As did Oates’ 2000 novel, “Blonde” deploys leaps and jerks out of one reality into another. After pregnancies either wanted or unwanted, we’re shown Marilyn communicating with her unborn babies, and there are more than trace elements of pity and scorn in the way Dominik handles this. Adrien Brody plays Arthur Miller, depicted here as the least of Monroe’s male nightmares. He too, though, according to the historical record and as imagined by “Blonde,” is a patronizing force in her pitiable life.
There’s a long early scene between de Armas and Brody, an intriguing one, set in a restaurant. Marilyn has gone back to New York and the Actors Studio to work; Miller is trying out new material, and cannot quite believe the most famous movie star in the world is sitting there, jittery, insecure but eager to learn. Miller sneers at her feedback regarding the role he’s written, and that she has recently rehearsed in class. Then he realizes she’s on target regarding what’s missing from the role. Eight seconds later, he’s over his disdain and he’s a goner.
This is one of the too few scenes that starts one place and goes to another. Chronologically, “Blonde” runs from 1933 to 1962, flitting back and forth, here and there.

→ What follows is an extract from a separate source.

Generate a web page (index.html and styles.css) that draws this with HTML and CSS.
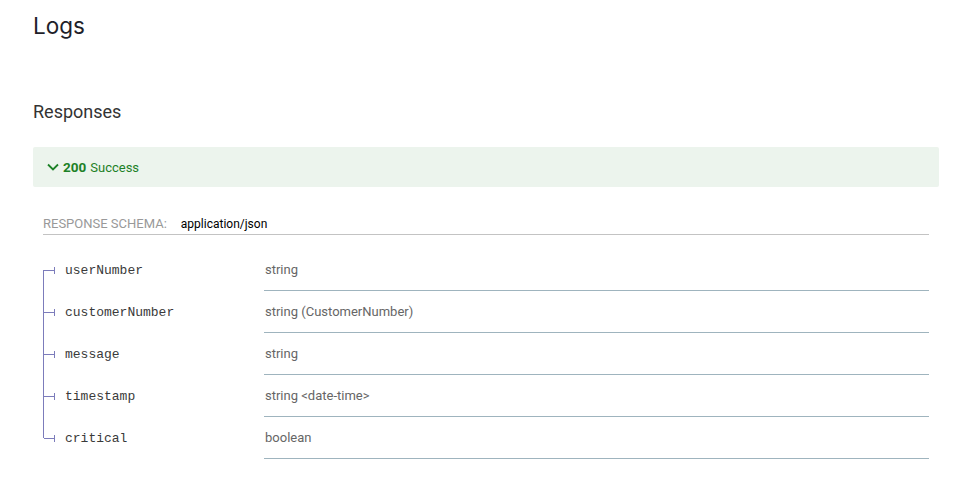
FILE: index.html
```html
<!DOCTYPE html>
<html lang="en">
<head>
<meta charset="utf-8">
<title>Logs</title>
<link rel="stylesheet" href="styles.css">
</head>
<body>
<main class="page">
  <h1 class="title">Logs</h1>
  <h3 class="responses-title">Responses</h3>
  <div class="response-ok">
    <svg class="chevron" width="12" height="8" viewBox="0 0 12 8" aria-hidden="true"><polyline points="1,1.5 6,6.5 11,1.5" fill="none" stroke="#1d8127" stroke-width="1.8"/></svg>
    <strong class="code">200</strong>
    <span class="desc">Success</span>
  </div>
  <section class="schema">
    <div class="schema-header">
      <span class="schema-label">Response schema:</span>
      <span class="schema-type">application/json</span>
    </div>
    <div class="props">
      <div class="prop first">
        <div class="prop-name"><span class="bullet"></span>userNumber</div>
        <div class="prop-type">string</div>
      </div>
      <div class="prop">
        <div class="prop-name"><span class="bullet"></span>customerNumber</div>
        <div class="prop-type">string (CustomerNumber)</div>
      </div>
      <div class="prop">
        <div class="prop-name"><span class="bullet"></span>message</div>
        <div class="prop-type">string</div>
      </div>
      <div class="prop">
        <div class="prop-name"><span class="bullet"></span>timestamp</div>
        <div class="prop-type">string &lt;date-time&gt;</div>
      </div>
      <div class="prop last">
        <div class="prop-name"><span class="bullet"></span>critical</div>
        <div class="prop-type">boolean</div>
      </div>
    </div>
  </section>
</main>
</body>
</html>
```
FILE: styles.css
```css
* { box-sizing: border-box; }
html, body { margin: 0; background: #fff; }
body {
  font-family: Roboto, "Liberation Sans", sans-serif;
  color: #333;
}
.page {
  padding: 10px 24px 20px 33px;
}
.title {
  margin: 0;
  font-family: Inter, "Noto Sans", sans-serif;
  font-weight: 400;
  font-size: 22.5px;
  line-height: 32px;
  color: #1f1f2a;
}
.responses-title {
  margin: 58px 0 0 0;
  font-weight: 400;
  font-size: 18px;
  line-height: 24px;
  color: #333;
}
.response-ok {
  margin-top: 23px;
  height: 40px;
  display: flex;
  align-items: center;
  padding-left: 14px;
  background: #ecf4ed;
  border-radius: 2px;
  color: #1d8127;
  font-size: 13px;
}
.chevron { margin-right: 4px; }
.code { font-weight: 700; font-size: 13.5px; margin-right: 4px; }
.desc { font-weight: 400; }

.schema {
  margin: 27px 10px 0 10px;
}
.schema-header {
  display: flex;
  align-items: center;
  height: 21px;
  border-bottom: 1px solid #c3c3c3;
  font-size: 12px;
  line-height: 20px;
}
.schema-label {
  text-transform: uppercase;
  font-size: 13px;
  color: #999;
  margin-right: 14px;
}
.schema-type {
  color: #000;
}
.props {
  margin-top: 14px;
}
.prop {
  display: flex;
}
.prop-name {
  width: 221px;
  flex: none;
  padding: 10px 10px 10px 0;
  font-family: "Liberation Mono", Courier, monospace;
  font-size: 13px;
  line-height: 21px;
  color: #3a3a3a;
  background: linear-gradient(#7c7cbb, #7c7cbb) no-repeat left top / 1px 100%;
  display: flex;
  align-items: center;
}
.prop.first .prop-name { background-position: left 21px; }
.prop.last .prop-name { background-size: 1px 21px; }
.bullet {
  display: flex;
  align-items: center;
  margin-left: 1px;
  margin-right: 10px;
}
.bullet::before {
  content: "";
  width: 10px;
  height: 1px;
  background: #7c7cbb;
}
.bullet::after {
  content: "";
  width: 1px;
  height: 7px;
  background: #7c7cbb;
}
.prop-type {
  flex: 1;
  padding: 10px 0 10px 1px;
  font-size: 13px;
  line-height: 21px;
  color: #666;
  border-bottom: 1px solid #9fb4be;
}
```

Dominik manipulates images and changes frames to suit the psychic claustrophobia at hand, adjusting the screen size and aspect ratio depending on the impulse. He and cinematographer Chayse Irvin favor high-contrast black-and-white, clashing deliberately with the too-sunny Kodachrome color glare of Monroe’s final years.

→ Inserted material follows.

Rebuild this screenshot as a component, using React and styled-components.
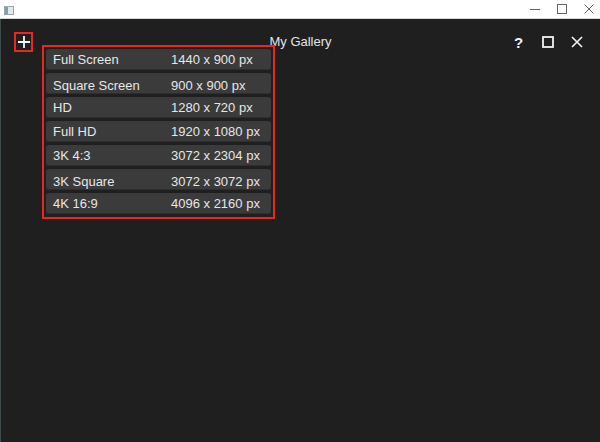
import React from 'react';
import styled, { createGlobalStyle } from 'styled-components';

const Global = createGlobalStyle`
    html, body {
        margin: 0;
        padding: 0;
        background: #1f1f1f;
        font-family: 'Liberation Sans', Arial, sans-serif;
    }
`

const Window = styled.div`
    width: 600px;
    height: 442px;
    display: flex;
    flex-direction: column;
    overflow: hidden;
`

const TitleBar = styled.div`
    height: 18px;
    flex: none;
    background: #ffffff;
    border-bottom: 1px solid #d8d8d8;
    display: flex;
    align-items: center;
    justify-content: space-between;
    padding: 0 6px 0 4px;
`

const AppIcon = styled.div`
    width: 8px;
    height: 7px;
    margin-top: 2px;
    border: 1px solid #9aa7ad;
    background: linear-gradient(90deg, #7fa3ae 0 40%, #e3e9eb 40% 100%);
`

const SysButtons = styled.div`
    display: flex;
    align-items: center;
    gap: 17px;
    color: #555;
`

const Main = styled.div`
    flex: 1;
    background: #1f1f1f;
    border-left: 1px solid #3e4a4c;
    position: relative;
`

const Header = styled.div`
    display: flex;
    align-items: center;
    height: 20px;
    margin-top: 13px;
    padding: 0 14px 0 13px;
`

const AddButton = styled.div`
    width: 15px;
    height: 16px;
    border: 2px solid #e8281f;
    display: flex;
    align-items: center;
    justify-content: center;
`

const Title = styled.div`
    flex: 1;
    text-align: center;
    color: #e4e4e4;
    font-size: 13px;
    padding-left: 56px;
    margin-top: -2px;
`

const Tools = styled.div`
    display: flex;
    align-items: center;
    gap: 17px;
    padding-right: 3px;
`

const Question = styled.span`
    color: #f2f2f2;
    font-size: 15px;
    font-weight: bold;
    width: 13px;
    text-align: center;
`

const Menu = styled.div`
    position: absolute;
    left: 41px;
    top: 26px;
    width: 233px;
    height: 174px;
    box-sizing: border-box;
    border: 2px solid #e8281f;
    display: flex;
    flex-direction: column;
    gap: 3px;
    padding: 2px 2px 0 2px;
`

const Row = styled.div`
    height: 21px;
    flex: none;
    background: #3b3b3b;
    border-radius: 3px;
    box-shadow: inset 0 -1px 0 #2e2e2e;
    display: flex;
    align-items: center;
    color: #e6e6e6;
    font-size: 13px;
    padding: ${p => p.low ? '3px' : '0'} 0 0 7px;
    box-sizing: border-box;
`

const Name = styled.span`
    width: 118px;
`

const sizes = [
    ['Full Screen', '1440 x 900 px', false],
    ['Square Screen', '900 x 900 px', true],
    ['HD', '1280 x 720 px', false],
    ['Full HD', '1920 x 1080 px', false],
    ['3K 4:3', '3072 x 2304 px', false],
    ['3K Square', '3072 x 3072 px', true],
    ['4K 16:9', '4096 x 2160 px', false],
]

export default function App()
{
    return (
        <Window>
            <Global />
            <TitleBar>
                <AppIcon />
                <SysButtons>
                    <svg width="10" height="10" viewBox="0 0 10 10"><path d="M0 5.5h10" stroke="#666" strokeWidth="1" /></svg>
                    <svg width="10" height="10" viewBox="0 0 10 10"><rect x="0.5" y="0.5" width="9" height="9" fill="none" stroke="#666" strokeWidth="1" /></svg>
                    <svg width="10" height="10" viewBox="0 0 10 10"><path d="M0.5 0.5l9 9M9.5 0.5l-9 9" stroke="#666" strokeWidth="1" /></svg>
                </SysButtons>
            </TitleBar>
            <Main>
                <Header>
                    <AddButton>
                        <svg width="12" height="12" viewBox="0 0 12 12"><path d="M6 0v12M0 6h12" stroke="#f4f4f4" strokeWidth="1.8" /></svg>
                    </AddButton>
                    <Title>My Gallery</Title>
                    <Tools>
                        <Question>?</Question>
                        <svg width="12" height="12" viewBox="0 0 12 12"><rect x="1" y="1" width="10" height="10" fill="none" stroke="#f2f2f2" strokeWidth="1.8" /></svg>
                        <svg width="12" height="12" viewBox="0 0 12 12"><path d="M1 1l10 10M11 1L1 11" stroke="#f2f2f2" strokeWidth="1.6" /></svg>
                    </Tools>
                </Header>
                <Menu>
                    {sizes.map(([name, res, low]) => (
                        <Row key={name} low={low}>
                            <Name>{name}</Name>
                            <span>{res}</span>
                        </Row>
                    ))}
                </Menu>
            </Main>
        </Window>
    )
}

Some of the visual transitions are striking, as when de Armas’s Monroe — eternally in search of the father she never knew, and the “daddy” replacements she married — is superimposed, clutching blinding white sheets in bed, against a raging waterfall from her 1953 drama “Niagara.” Dominik’s second and quite remarkable feature, “The Assassination of Jesse James by the Coward Robert Ford,” imagined a very different American past and American celebrity, in extraordinarily supple ways. See that film if you haven’t. Dominik’s filmmaking wiles are likely why Netflix, with Plan B’s Brad Pitt (who played Jesse James), eventually OK’d this project for this filmmaker.
But Oates’ novel does not adapt easily. And all “Blonde” is, really, is pain, pity and pretty pictures. The recycling of the Monroe image — all that breathy, nobody’s-fool-but-everybody’s-sex-toy allure, may never end. How many thousands of Chicago tourists and residents peered up that famous “The Seven Year Itch” skirt when the 40,000-pound, 26-foot-tall stainless steel and aluminum “Forever Marilyn” statue set up shop outside the Tribune Tower a few years ago? “Blonde” is scarcely more enlightening than that Seward Johnson statue.
Dominik drains the complication and, saddest of all, the screen wiles, from a plainly complicated legend. Like David Fincher’s “Mank,” “Blonde” creates some plush visual ideas of Old Hollywood, without quite capturing how movies looked and moved then. And in its relentlessness of punishment and purpose, it hearkens back to, of all things, Bob Fosse’s “Star 80.” It’s a clinical cry for help on behalf of the blonde at the center, circling the drain, victimized to the last. And in the end, this sleek hypocrite of a picture is just another user.
‘Blonde’ — 1.5 stars (out of 4)
MPAA rating: NC-17 (for some sexual content)
Running time: 2:46
How to watch: In Chicago theaters Sept. 23; Netflix streaming premiereSept. 28.
Michael Phillips is a Tribune critic.